Nell’età matura – ma prodromi si erano avuti durante tutta la sua esperienza in Calabria – egli divenne, poi, mentore ineguagliato del paesaggio calabrese, dal quale rimase subito rapito (come, del resto, la gran parte dei viaggiatori stranieri che egli aveva accuratamente studiato) e che conservò sempre nel cuore. Le sue descrizioni del paesaggio calabrese ebbero il rigore scientifico dello studioso ma anche e soprattutto, la passione del letterato e, oserei dire, del narratore-poeta.

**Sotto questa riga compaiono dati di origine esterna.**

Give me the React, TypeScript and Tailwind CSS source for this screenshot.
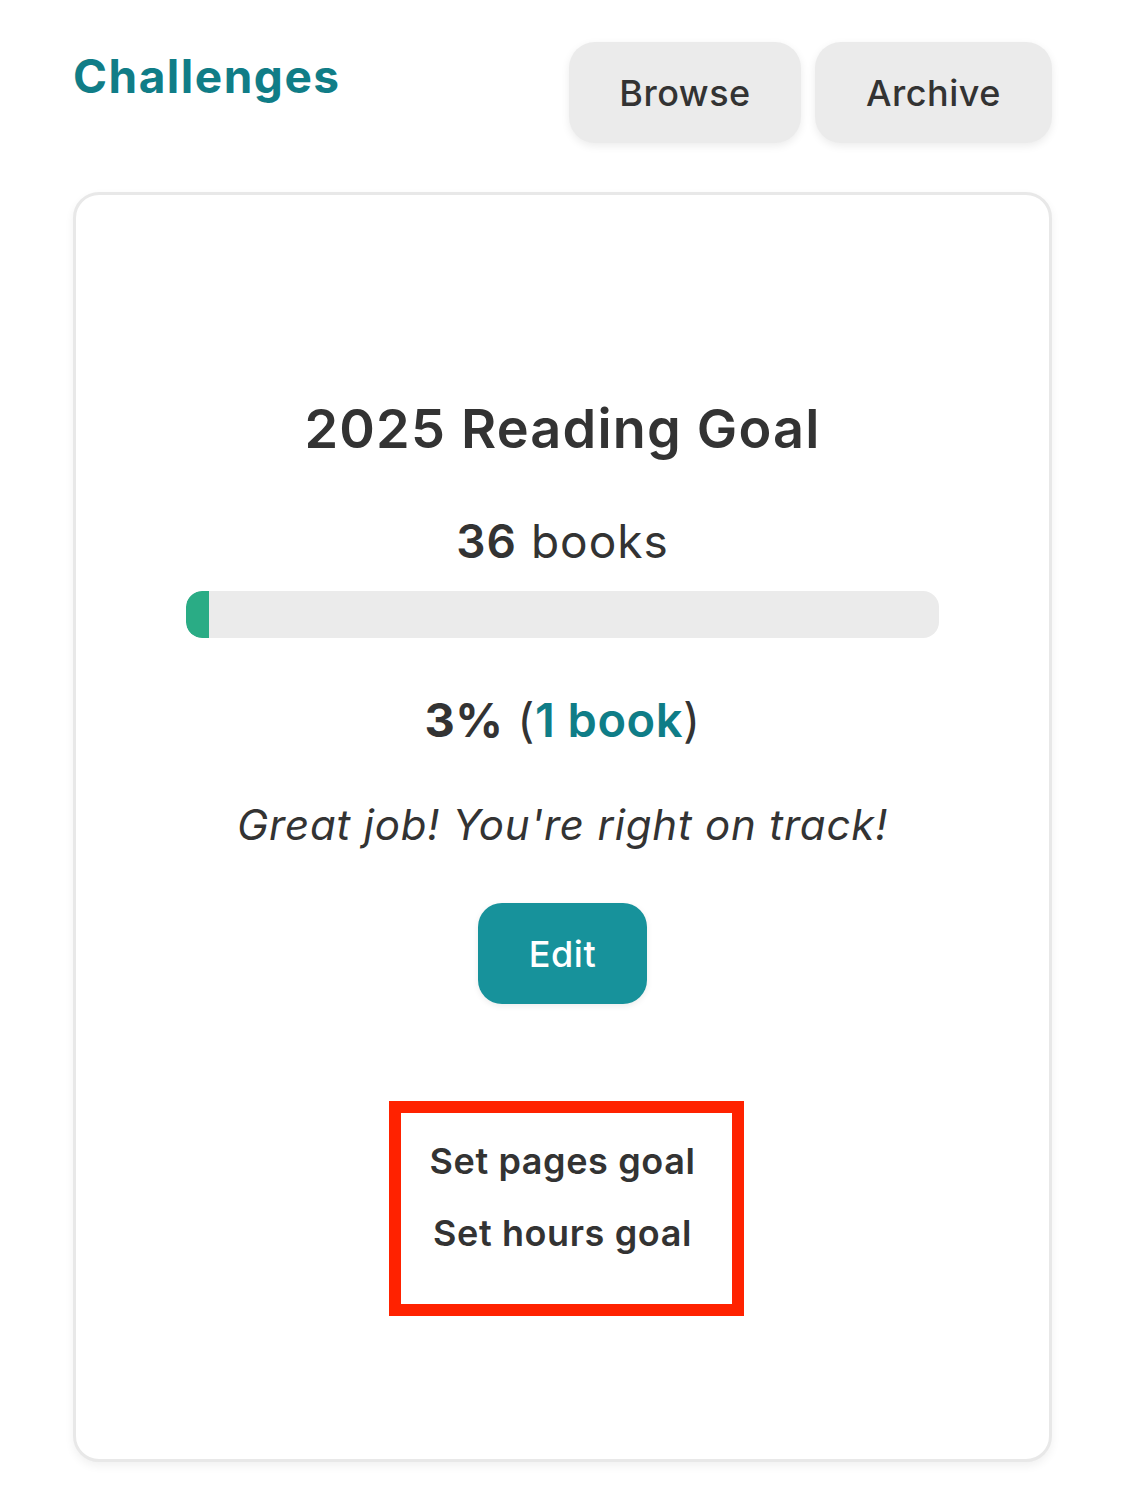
import React from 'react';

const FONT = "font-['Inter',_'Open_Sans',_sans-serif]";

function HeaderButton({ label, width }: { label: string; width: string }) {
  return (
    <button
      className={`${width} h-[101px] rounded-[26px] bg-[#ebebeb] text-[36px] font-medium tracking-[0.5px] text-[#333] shadow-[0_3px_8px_rgba(0,0,0,0.08)]`}
    >
      {label}
    </button>
  );
}

function GoalCard() {
  return (
    <div className="mt-[49px] h-[1270px] rounded-[26px] border-[3px] border-[#e8e8e8] bg-white shadow-[0_4px_10px_rgba(0,0,0,0.06)] flex flex-col items-center pt-[198px]">
      <h2 className="text-[54px] font-semibold leading-[72px] text-[#333] tracking-[1.2px]">2025 Reading Goal</h2>

      <p className="mt-[46px] text-[46px] leading-[60px] tracking-[1px] text-[#333]">
        <span className="font-semibold">36</span> books
      </p>

      <div className="mt-[20px] w-[753px] h-[47px] rounded-[16px] bg-[#ebebeb] overflow-hidden">
        <div className="h-full rounded-l-[16px] bg-[#2aac85]" style={{ width: '23px' }} />
      </div>

      <p className="mt-[50px] text-[47px] leading-[64px] tracking-[0.5px] text-[#333]">
        <span className="font-bold">3%</span> (<span className="font-semibold text-[#0f7d87]">1 book</span>)
      </p>

      <p className="mt-[45px] text-[42px] leading-[56px] italic tracking-[0.8px] text-[#333]">Great job! You're right on track!</p>

      <button className="mt-[50px] w-[169px] h-[101px] rounded-[24px] bg-[#17929b] text-white text-[36px] font-medium tracking-[0.5px] shadow-[0_2px_6px_rgba(0,0,0,0.08)]">
        Edit
      </button>

      <div className="mt-[97px] ml-[8px] w-[355px] h-[215px] border-[12px] border-[#ff2200] flex flex-col items-center pt-[24px] gap-[24px]">
        <span className="-ml-[8px] text-[36px] font-semibold leading-[48px] tracking-[0.6px] text-[#333]">Set pages goal</span>
        <span className="-ml-[8px] text-[36px] font-semibold leading-[48px] tracking-[0.6px] text-[#333]">Set hours goal</span>
      </div>
    </div>
  );
}

export default function App() {
  return (
    <div className={`${FONT} min-h-[1505px] bg-white px-[73px]`}>
      <div className="flex items-start justify-between pt-[42px]">
        <h1 className="mt-[4px] text-[46px] font-bold leading-[60px] tracking-[1.5px] text-[#107d87]">Challenges</h1>
        <div className="flex gap-[14px]">
          <HeaderButton label="Browse" width="w-[232px]" />
          <HeaderButton label="Archive" width="w-[237px]" />
        </div>
      </div>
      <GoalCard />
    </div>
  );
}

Della Calabria scrisse, tra l’altro, nel 1953: “Più di una volta è stata fatta la parola “architettura” a proposito del paesaggio calabrese; e veramente può dirsi che esso sia il volto di un vero e proprio capolavoro di architettura naturale […] Come avviene appunto in un complesso architettonico, massa si compone con massa, rilievo con rilievo, in un continuo variare di effetti prospettici e di illuminazione [...]. Una disposizione di spirito abbastanza egoisticamente romantica, con la quale si possa essere venuti in Calabria per goderne il paesaggio, per “sentirne” la bellezza di terra lontana e favoleggiata, non tarda a scomparire o a dimostrarsi inadatta, dinanzi a tanta chiarezza di forme che vi pare abbiano una loro logica composizione, a tanta nitidezza di cose, cielo, montagne, colline, alberi, casolari, che vi par di vedere sempre attraverso una magica lente di cristallo e di avere vicine e familiari, mentre li sapete lontani e troppo spesso irraggiungibili allo scarso tempo di questa vostra felicità di rapiti contemplatori, dinanzi, infine a tanta visibile o che il cuore sa intuire, rispondenza dell’umano al terrestre. Restano altri sentimenti, e si formano altri stati d’animo, se la vita vi concede di rimanere e di fare meno incompleta la vostra esperienza: un’attrazione sottile ed insieme profonda, un respiro ampio di libertà ed una simpatia di tutto il vostro essere, fisico e spirituale, che poi la lontananza saprà mutare in una di quelle serene, non romantiche nostalgie che danno alla nostra maturità di vita un sapore indimenticabile”.